→ Exercise requirements: Copy the material that follows word for word and omit its pictures.

→ Dataset content:

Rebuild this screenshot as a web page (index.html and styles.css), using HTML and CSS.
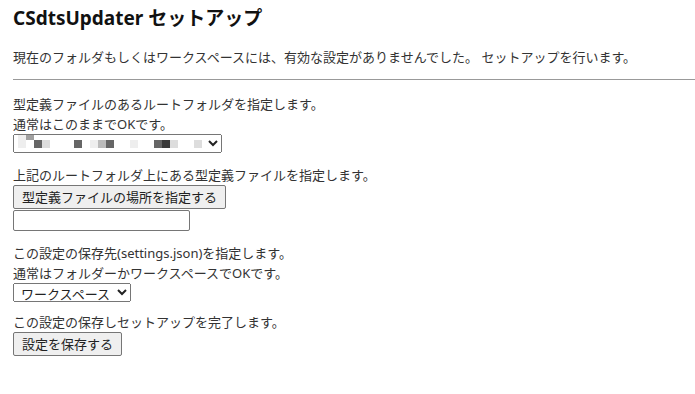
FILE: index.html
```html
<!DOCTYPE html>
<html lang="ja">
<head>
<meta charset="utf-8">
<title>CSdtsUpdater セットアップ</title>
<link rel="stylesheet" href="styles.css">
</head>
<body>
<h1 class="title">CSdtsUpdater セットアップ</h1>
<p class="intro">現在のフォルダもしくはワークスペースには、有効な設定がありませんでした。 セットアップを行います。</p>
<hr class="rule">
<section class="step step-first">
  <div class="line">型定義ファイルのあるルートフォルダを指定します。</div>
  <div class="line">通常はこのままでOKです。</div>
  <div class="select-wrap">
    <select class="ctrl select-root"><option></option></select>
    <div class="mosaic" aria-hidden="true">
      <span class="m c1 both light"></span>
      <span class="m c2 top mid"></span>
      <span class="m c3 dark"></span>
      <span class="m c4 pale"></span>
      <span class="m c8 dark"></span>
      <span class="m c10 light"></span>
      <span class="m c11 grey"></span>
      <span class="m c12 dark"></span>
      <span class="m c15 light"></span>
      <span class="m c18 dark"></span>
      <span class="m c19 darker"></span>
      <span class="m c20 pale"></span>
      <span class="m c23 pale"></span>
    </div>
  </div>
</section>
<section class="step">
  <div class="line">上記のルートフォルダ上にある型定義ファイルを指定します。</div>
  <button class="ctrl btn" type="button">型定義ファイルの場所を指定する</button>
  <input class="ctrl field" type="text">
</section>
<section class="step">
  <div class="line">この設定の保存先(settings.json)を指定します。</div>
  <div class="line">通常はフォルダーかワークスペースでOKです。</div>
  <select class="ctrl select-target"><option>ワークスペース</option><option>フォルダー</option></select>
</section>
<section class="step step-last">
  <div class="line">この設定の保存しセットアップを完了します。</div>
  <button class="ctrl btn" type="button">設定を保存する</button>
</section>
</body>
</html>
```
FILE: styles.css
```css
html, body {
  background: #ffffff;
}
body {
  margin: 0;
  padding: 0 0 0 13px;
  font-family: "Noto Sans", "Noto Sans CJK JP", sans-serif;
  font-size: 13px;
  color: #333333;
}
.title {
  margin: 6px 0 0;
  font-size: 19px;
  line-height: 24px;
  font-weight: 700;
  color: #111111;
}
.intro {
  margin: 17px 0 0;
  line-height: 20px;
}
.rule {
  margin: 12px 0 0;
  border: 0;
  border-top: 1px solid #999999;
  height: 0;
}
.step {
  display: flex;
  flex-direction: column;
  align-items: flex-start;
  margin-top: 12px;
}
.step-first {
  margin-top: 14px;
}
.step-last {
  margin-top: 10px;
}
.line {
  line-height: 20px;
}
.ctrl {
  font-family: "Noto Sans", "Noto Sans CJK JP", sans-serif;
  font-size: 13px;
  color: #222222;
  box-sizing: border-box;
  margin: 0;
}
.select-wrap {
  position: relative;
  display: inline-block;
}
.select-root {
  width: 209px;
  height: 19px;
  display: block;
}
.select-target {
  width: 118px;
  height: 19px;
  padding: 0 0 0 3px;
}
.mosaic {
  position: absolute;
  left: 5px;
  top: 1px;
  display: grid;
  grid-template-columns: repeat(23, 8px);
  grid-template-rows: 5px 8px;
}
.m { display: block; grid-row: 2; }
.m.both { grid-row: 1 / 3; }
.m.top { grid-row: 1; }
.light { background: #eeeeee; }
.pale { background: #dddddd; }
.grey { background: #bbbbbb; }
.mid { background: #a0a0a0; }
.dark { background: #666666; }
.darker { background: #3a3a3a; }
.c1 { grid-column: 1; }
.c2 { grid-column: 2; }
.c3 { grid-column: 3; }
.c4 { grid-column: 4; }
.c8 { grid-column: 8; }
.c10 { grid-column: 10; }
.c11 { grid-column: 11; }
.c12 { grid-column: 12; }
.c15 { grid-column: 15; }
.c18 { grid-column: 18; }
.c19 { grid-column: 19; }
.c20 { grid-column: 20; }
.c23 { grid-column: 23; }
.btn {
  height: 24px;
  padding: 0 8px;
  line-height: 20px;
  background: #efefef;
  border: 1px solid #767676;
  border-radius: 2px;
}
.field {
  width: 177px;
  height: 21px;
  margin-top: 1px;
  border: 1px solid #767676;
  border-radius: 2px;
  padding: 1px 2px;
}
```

→ Expected answer:
Rebuild this screenshot as a web page (index.html and styles.css), using HTML and CSS.
FILE: index.html
```html
<!DOCTYPE html>
<html lang="ja">
<head>
<meta charset="utf-8">
<title>CSdtsUpdater セットアップ</title>
<link rel="stylesheet" href="styles.css">
</head>
<body>
<h1 class="title">CSdtsUpdater セットアップ</h1>
<p class="intro">現在のフォルダもしくはワークスペースには、有効な設定がありませんでした。 セットアップを行います。</p>
<hr class="rule">
<section class="step step-first">
  <div class="line">型定義ファイルのあるルートフォルダを指定します。</div>
  <div class="line">通常はこのままでOKです。</div>
  <div class="select-wrap">
    <select class="ctrl select-root"><option></option></select>
    <div class="mosaic" aria-hidden="true">
      <span class="m c1 both light"></span>
      <span class="m c2 top mid"></span>
      <span class="m c3 dark"></span>
      <span class="m c4 pale"></span>
      <span class="m c8 dark"></span>
      <span class="m c10 light"></span>
      <span class="m c11 grey"></span>
      <span class="m c12 dark"></span>
      <span class="m c15 light"></span>
      <span class="m c18 dark"></span>
      <span class="m c19 darker"></span>
      <span class="m c20 pale"></span>
      <span class="m c23 pale"></span>
    </div>
  </div>
</section>
<section class="step">
  <div class="line">上記のルートフォルダ上にある型定義ファイルを指定します。</div>
  <button class="ctrl btn" type="button">型定義ファイルの場所を指定する</button>
  <input class="ctrl field" type="text">
</section>
<section class="step">
  <div class="line">この設定の保存先(settings.json)を指定します。</div>
  <div class="line">通常はフォルダーかワークスペースでOKです。</div>
  <select class="ctrl select-target"><option>ワークスペース</option><option>フォルダー</option></select>
</section>
<section class="step step-last">
  <div class="line">この設定の保存しセットアップを完了します。</div>
  <button class="ctrl btn" type="button">設定を保存する</button>
</section>
</body>
</html>
```
FILE: styles.css
```css
html, body {
  background: #ffffff;
}
body {
  margin: 0;
  padding: 0 0 0 13px;
  font-family: "Noto Sans", "Noto Sans CJK JP", sans-serif;
  font-size: 13px;
  color: #333333;
}
.title {
  margin: 6px 0 0;
  font-size: 19px;
  line-height: 24px;
  font-weight: 700;
  color: #111111;
}
.intro {
  margin: 17px 0 0;
  line-height: 20px;
}
.rule {
  margin: 12px 0 0;
  border: 0;
  border-top: 1px solid #999999;
  height: 0;
}
.step {
  display: flex;
  flex-direction: column;
  align-items: flex-start;
  margin-top: 12px;
}
.step-first {
  margin-top: 14px;
}
.step-last {
  margin-top: 10px;
}
.line {
  line-height: 20px;
}
.ctrl {
  font-family: "Noto Sans", "Noto Sans CJK JP", sans-serif;
  font-size: 13px;
  color: #222222;
  box-sizing: border-box;
  margin: 0;
}
.select-wrap {
  position: relative;
  display: inline-block;
}
.select-root {
  width: 209px;
  height: 19px;
  display: block;
}
.select-target {
  width: 118px;
  height: 19px;
  padding: 0 0 0 3px;
}
.mosaic {
  position: absolute;
  left: 5px;
  top: 1px;
  display: grid;
  grid-template-columns: repeat(23, 8px);
  grid-template-rows: 5px 8px;
}
.m { display: block; grid-row: 2; }
.m.both { grid-row: 1 / 3; }
.m.top { grid-row: 1; }
.light { background: #eeeeee; }
.pale { background: #dddddd; }
.grey { background: #bbbbbb; }
.mid { background: #a0a0a0; }
.dark { background: #666666; }
.darker { background: #3a3a3a; }
.c1 { grid-column: 1; }
.c2 { grid-column: 2; }
.c3 { grid-column: 3; }
.c4 { grid-column: 4; }
.c8 { grid-column: 8; }
.c10 { grid-column: 10; }
.c11 { grid-column: 11; }
.c12 { grid-column: 12; }
.c15 { grid-column: 15; }
.c18 { grid-column: 18; }
.c19 { grid-column: 19; }
.c20 { grid-column: 20; }
.c23 { grid-column: 23; }
.btn {
  height: 24px;
  padding: 0 8px;
  line-height: 20px;
  background: #efefef;
  border: 1px solid #767676;
  border-radius: 2px;
}
.field {
  width: 177px;
  height: 21px;
  margin-top: 1px;
  border: 1px solid #767676;
  border-radius: 2px;
  padding: 1px 2px;
}
```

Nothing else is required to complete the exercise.